Two South American results

First Chile, which went to the polls on Sunday for presidential and congressional elections (see my preview here). As expected, the left’s presidential candidate, Communist Jeanette Jara, led in the first round with 26.8%, but with nowhere near enough to look like winning the runoff. She will face far-right candidate José Antonio Kast, who on 23.9% trailed her by about 380,000 votes and will start a strong favorite in the second round on 14 December. (Official results here.)

The fourth- and fifth-placegetters – further-right “libertarian” Johannes Kaiser and centre-right leader Evelyn Matthei, who managed 26.4% between them – have both endorsed Kast. Centrist-populist Franco Parisi, who surprised the pollsters by scoring a strong third with 19.7%, has refused to make any endorsement. But even if his votes flow strongly to Jara (unlikely, since his position is basically anti-establishment and the left has been in power for the last four years), it’s hard to see that being enough.

Assuming he wins, Kast will have a sympathetic congress but not a clear majority. In the lower house, his far-right coalition won 42 of the 155 seats, plus another 34 for the centre-right. The left will have 61 seats and Parisi’s Party of the People 14, with three Greens and an independent. The Senate is a bit better for the right, although (partly because less than half of it was up for election) the centre-right component is stronger: it will have 17 of the 50 seats, with eight for the far right bringing them to exactly half, as against 20 left, three Greens and two independents.

The other country voting on Sunday was Ecuador; not in an election but in a referendum with four questions. All were defeated, with “no” votes ranging from 53.7% to 61.8% (official results here).

Readers may remember that Ecuador’s president, Daniel Noboa, was re-elected in April for his first full term, having initially taken the job in 2023 to fill a casual vacancy. He seems to have delusions of Trumpism, resorting to increasingly authoritarian methods to fight drug trafficking and calling for closer co-operation with the United States. One of the referendum questions was to permit the establishment of foreign military bases in the country, but it could muster a “yes” vote of only 39.1%.

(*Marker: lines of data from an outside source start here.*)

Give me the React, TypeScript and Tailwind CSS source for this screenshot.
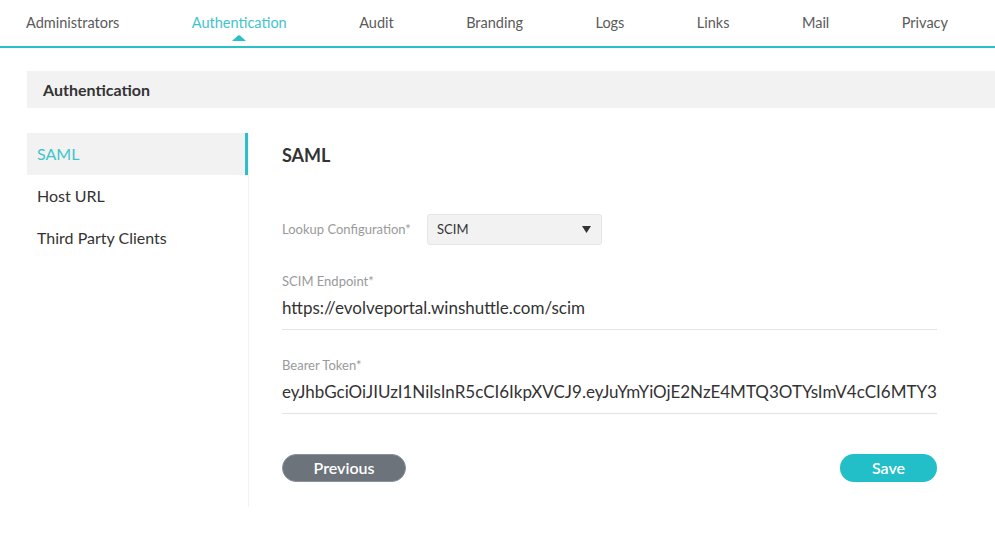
import React from "react";

const tabs = ["Administrators", "Authentication", "Audit", "Branding", "Logs", "Links", "Mail", "Privacy"];

export default function App() {
  return (
    <div className="w-[995px] h-[552px] bg-white overflow-hidden" style={{ fontFamily: "Lato, 'Open Sans', sans-serif" }}>
      {/* Tabs */}
      <div className="relative h-[48px] border-b-2 border-[#2bbfc9]">
        <div className="flex justify-between pl-[26px] pr-[47px] pt-[13px] text-[14.5px] leading-[20px] text-[#5a5a5a]">
          {tabs.map((t) => (
            <div key={t} className={t === "Authentication" ? "relative text-[#3fc4cc]" : ""}>
              {t}
              {t === "Authentication" && (
                <svg className="absolute left-1/2 -translate-x-1/2 top-[22px]" width="16" height="6" viewBox="0 0 16 6">
                  <path d="M1 6 L7 0.6 Q8 0 9 0.6 L15 6 Z" fill="#2bbfc9" />
                </svg>
              )}
            </div>
          ))}
        </div>
      </div>

      {/* Section header */}
      <div className="ml-[27px] mt-[23px] h-[37px] bg-[#f2f2f2] flex items-center pl-[16px]">
        <span className="text-[16px] font-bold text-[#333]">Authentication</span>
      </div>

      <div className="flex ml-[27px] mt-[25px]">
        {/* Sidebar */}
        <div className="w-[222px] h-[374px] border-r border-[#f3f3f3]">
          <div className="h-[42px] bg-[#f2f2f2] border-r-[3px] border-[#2bbfc9] flex items-center pl-[10px] text-[16px] text-[#3fc4cc]">SAML</div>
          <div className="h-[42px] flex items-center pl-[10px] text-[16px] text-[#333]">Host URL</div>
          <div className="h-[42px] flex items-center pl-[10px] text-[16px] text-[#333]">Third Party Clients</div>
        </div>

        {/* Content */}
        <div className="pl-[33px] w-[689px]">
          <div className="mt-[11px] text-[18px] font-bold text-[#333] leading-[22px]">SAML</div>

          <div className="mt-[48px] flex items-center">
            <div className="w-[145px] text-[13px] text-[#9a9a9a]">Lookup Configuration*</div>
            <div className="w-[175px] h-[31px] bg-[#f2f2f2] border border-[#e6e6e6] rounded-[3px] flex items-center justify-between pl-[9px] pr-[10px]">
              <span className="text-[13px] text-[#333]">SCIM</span>
              <svg width="9" height="7" viewBox="0 0 9 7"><path d="M0 0 H9 L4.5 7 Z" fill="#333" /></svg>
            </div>
          </div>

          <div className="mt-[28px] text-[13px] text-[#9a9a9a] leading-[16px]">SCIM Endpoint*</div>
          <input
            readOnly
            value="https://evolveportal.winshuttle.com/scim"
            className="block mt-[8px] pb-[10px] border-b border-[#e3e3e3] w-[655px] text-[17px] text-[#333] leading-[22px] outline-none bg-transparent p-0"
            style={{ fontFamily: "Lato, 'Open Sans', sans-serif" }}
          />

          <div className="mt-[27px] text-[13px] text-[#9a9a9a] leading-[16px]">Bearer Token*</div>
          <input
            readOnly
            value="eyJhbGciOiJIUzI1NiIsInR5cCI6IkpXVCJ9.eyJuYmYiOjE2NzE4MTQ3OTYsImV4cCI6MTY3MTkwMTE5NiwiaWF0IjoxNjcxODE0Nzk2fQ"
            className="block mt-[8px] pb-[10px] border-b border-[#e3e3e3] w-[655px] text-[17px] text-[#333] leading-[22px] outline-none bg-transparent p-0"
            style={{ fontFamily: "Lato, 'Open Sans', sans-serif" }}
          />

          <div className="mt-[40px] w-[655px] flex justify-between">
            <button className="w-[124px] h-[28px] rounded-full bg-[#6c737a] text-white text-[16px] font-semibold border border-[#8a9096]">Previous</button>
            <button className="w-[97px] h-[28px] rounded-full bg-[#22bfc9] text-white text-[16px] font-semibold">Save</button>
          </div>
        </div>
      </div>
    </div>
  );
}
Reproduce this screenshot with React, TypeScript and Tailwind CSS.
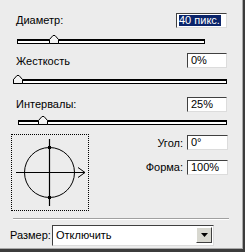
import React from 'react';

function Field({ value, selected, w = 40 }: { value: string; selected?: boolean; w?: number }) {
  return (
    <div
      className="h-[15px] bg-white border border-t-[#404040] border-l-[#404040] border-r-[#dcdcdc] border-b-[#dcdcdc] flex items-center pl-[2px] text-[11px] leading-none"
      style={{ width: w }}
    >
      {selected ? (
        <span className="bg-[#0a246a] text-white h-[11px] flex items-center pr-[1px]">{value}</span>
      ) : (
        <span className="pl-[1px]">{value}</span>
      )}
    </div>
  );
}

function Slider({ ml, w, pos, mt }: { ml: number; w: number; pos: number; mt: number }) {
  return (
    <div className="relative h-[10px]" style={{ marginLeft: ml, width: w, marginTop: mt }}>
      <div className="absolute left-0 right-0 bottom-0 h-[5px] bg-white border border-black border-t-2" />
      <svg className="absolute top-0" style={{ left: pos }} width="10" height="10" viewBox="0 0 10 10">
        <polygon points="0.5,9.5 0.5,5.5 4,1.5 6,1.5 9.5,5.5 9.5,9.5" fill="#f4f4f4" stroke="#000" strokeWidth="1" />
      </svg>
    </div>
  );
}

export default function App() {
  return (
    <div className="w-[245px] h-[252px] border-r-2 border-b-[3px] border-[#3c3c3c] font-['Liberation_Sans',sans-serif] text-black">
      <div className="h-full bg-[#ececec] border-r border-b border-[#a8a8a8] flex flex-col">
        {/* Диаметр */}
        <div className="flex items-center justify-between pl-[16px] pr-[15px] mt-[12px]">
          <span className="text-[11px]">Диаметр:</span>
          <Field value="40 пикс." selected w={51} />
        </div>
        <Slider ml={17} w={188} pos={32} mt={5} />

        {/* Жесткость */}
        <div className="flex items-center justify-between pl-[16px] pr-[15px] mt-[9px]">
          <span className="text-[11px]">Жесткость</span>
          <Field value="0%" />
        </div>
        <Slider ml={13} w={214} pos={0} mt={5} />

        {/* Интервалы */}
        <div className="flex items-center justify-between pl-[16px] pr-[15px] mt-[12px]">
          <span className="text-[11px]">Интервалы:</span>
          <Field value="25%" />
        </div>
        <Slider ml={18} w={209} pos={20} mt={2} />

        {/* preview + angle/roundness */}
        <div className="flex mt-[9px] pl-[11px] pr-[14px]">
          <div className="w-[78px] h-[77px] border border-dotted border-black">
            <svg width="76" height="75" viewBox="0 0 76 75">
              <circle cx="37.5" cy="37.5" r="25" fill="none" stroke="#000" strokeWidth="1" />
              <line x1="37.5" y1="4" x2="37.5" y2="71" stroke="#000" strokeWidth="1.2" />
              <line x1="4" y1="37.5" x2="73" y2="37.5" stroke="#000" strokeWidth="1.2" />
              <polyline points="66,32.5 73,37.5 66,42.5" fill="none" stroke="#000" strokeWidth="1" />
              <rect x="36" y="11" width="3" height="3" fill="#000" />
              <rect x="36" y="61" width="3" height="3" fill="#000" />
            </svg>
          </div>
          <div className="flex-1 flex flex-col items-end mt-[1px]">
            <div className="flex items-center gap-[4px]">
              <span className="text-[11px]">Угол:</span>
              <Field value="0°" w={41} />
            </div>
            <div className="flex items-center gap-[4px] mt-[8px]">
              <span className="text-[11px]">Форма:</span>
              <Field value="100%" w={41} />
            </div>
          </div>
        </div>

        {/* separator */}
        <div className="mx-[13px] mt-[7px] border-t border-[#a0a0a0] border-b border-b-white" />

        {/* Размер */}
        <div className="flex items-center pl-[10px] mt-[5px]">
          <span className="text-[11px] w-[42px]">Размер:</span>
          <div className="w-[162px] h-[21px] bg-white border border-t-[#404040] border-l-[#404040] border-r-[#dcdcdc] border-b-[#dcdcdc] flex items-center justify-between pl-[3px] pr-[1px]">
            <span className="text-[11px]">Отключить</span>
            <div className="w-[16px] h-[16px] bg-[#d8d8d0] border border-t-white border-l-white border-r-[#404040] border-b-[#404040] flex items-center justify-center">
              <svg width="7" height="4" viewBox="0 0 7 4">
                <polygon points="0,0 7,0 3.5,4" fill="#000" />
              </svg>
            </div>
          </div>
        </div>
      </div>
    </div>
  );
}
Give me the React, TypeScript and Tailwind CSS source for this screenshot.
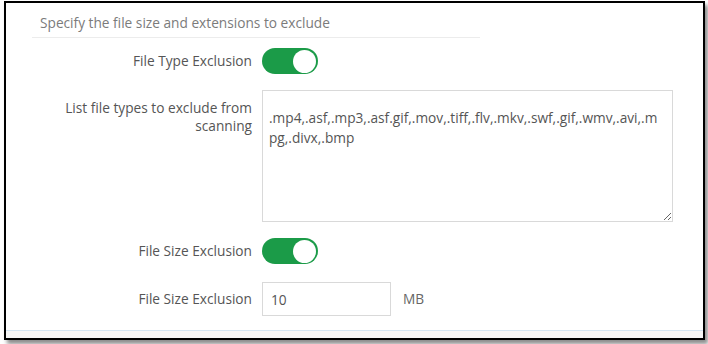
import React from 'react';

const fileTypes =
  '.mp4,.asf,.mp3,.asf.gif,.mov,.tiff,.flv,.mkv,.swf,.gif,.wmv,.avi,.mpg,.divx,.bmp';

const Toggle = ({ on }: { on: boolean }) => (
  <div
    className={`flex h-[26px] w-[56px] items-center rounded-full px-[2px] ${
      on ? 'justify-end bg-[#1b9b48]' : 'justify-start bg-[#cccccc]'
    }`}
  >
    <div className="h-[23px] w-[23px] rounded-full bg-white" />
  </div>
);

const App = () => {
  return (
    <div
      className="h-[344px] w-[708px] bg-white pl-[4px] pt-[1px]"
      style={{ fontFamily: '"Open Sans", "Noto Sans", sans-serif' }}
    >
      <div className="flex h-[339px] w-[701px] flex-col border-2 border-black bg-white shadow-[3px_4px_4px_rgba(0,0,0,0.45)]">
        <div className="flex-1">
          {/* Header */}
          <div className="ml-[26px] w-[448px] border-b border-[#ececec] pb-[4px] pl-[8px] pt-[10px] text-[13.7px] leading-[20px] text-[#7b7b7b]">
            Specify the file size and extensions to exclude
          </div>

          {/* Form rows */}
          <div className="grid grid-cols-[246px_1fr] gap-x-[10px] text-[13.7px] text-[#555555]">
            <div className="mt-[10px] text-right leading-[26px]">File Type Exclusion</div>
            <div className="mt-[10px]">
              <Toggle on />
            </div>

            <div className="mt-[16px] pt-[9px] text-right leading-[18px]">
              List file types to exclude from
              <br />
              scanning
            </div>
            <div className="mt-[16px]">
              <textarea
                readOnly
                value={fileTypes}
                className="block h-[132px] w-[411px] break-all border border-[#d9d9d9] pl-[6px] pr-[12px] pt-[17px] text-[13.7px] leading-[20px] text-[#555555] outline-none"
                style={{ fontFamily: '"Open Sans", "Noto Sans", sans-serif', wordBreak: 'break-all' }}
              />
            </div>

            <div className="mt-[16px] text-right leading-[26px]">File Size Exclusion</div>
            <div className="mt-[16px]">
              <Toggle on />
            </div>

            <div className="mt-[18px] text-right leading-[34px]">File Size Exclusion</div>
            <div className="mt-[18px] flex items-center gap-[12px]">
              <input
                readOnly
                value="10"
                className="h-[34px] w-[129px] border border-[#d9d9d9] px-[8px] text-[13.7px] text-[#555555] outline-none"
                style={{ fontFamily: '"Open Sans", "Noto Sans", sans-serif' }}
              />
              <span className="text-[#666666]">MB</span>
            </div>
          </div>
        </div>

        {/* Footer strip */}
        <div className="h-[8px] border-t border-[#d3e4f1] bg-[#f6f6f6]" />
      </div>
    </div>
  );
};

export default App;
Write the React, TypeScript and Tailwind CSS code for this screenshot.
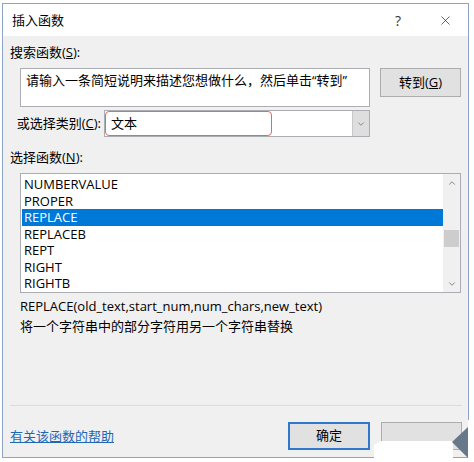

The other three were to end public funding of political parties, to reduce the number of members in the legislature and to convene a constituent assembly to draft a new constitution. Noboa’s opponents succeeded in painting all of them as a grab for additional power that would weaken possible resistance to his regime.

Referenda are often a problem for authoritarian governments; they seem to be harder to rig than actual elections. Notable defeats in South America have included General Pinochet in Chile in 1988, Hugo Chávez in Venezuela in 2007 and Evo Morales in Bolivia in 2016. The president now needs to learn to adjust his governing style to what voters are willing to accept.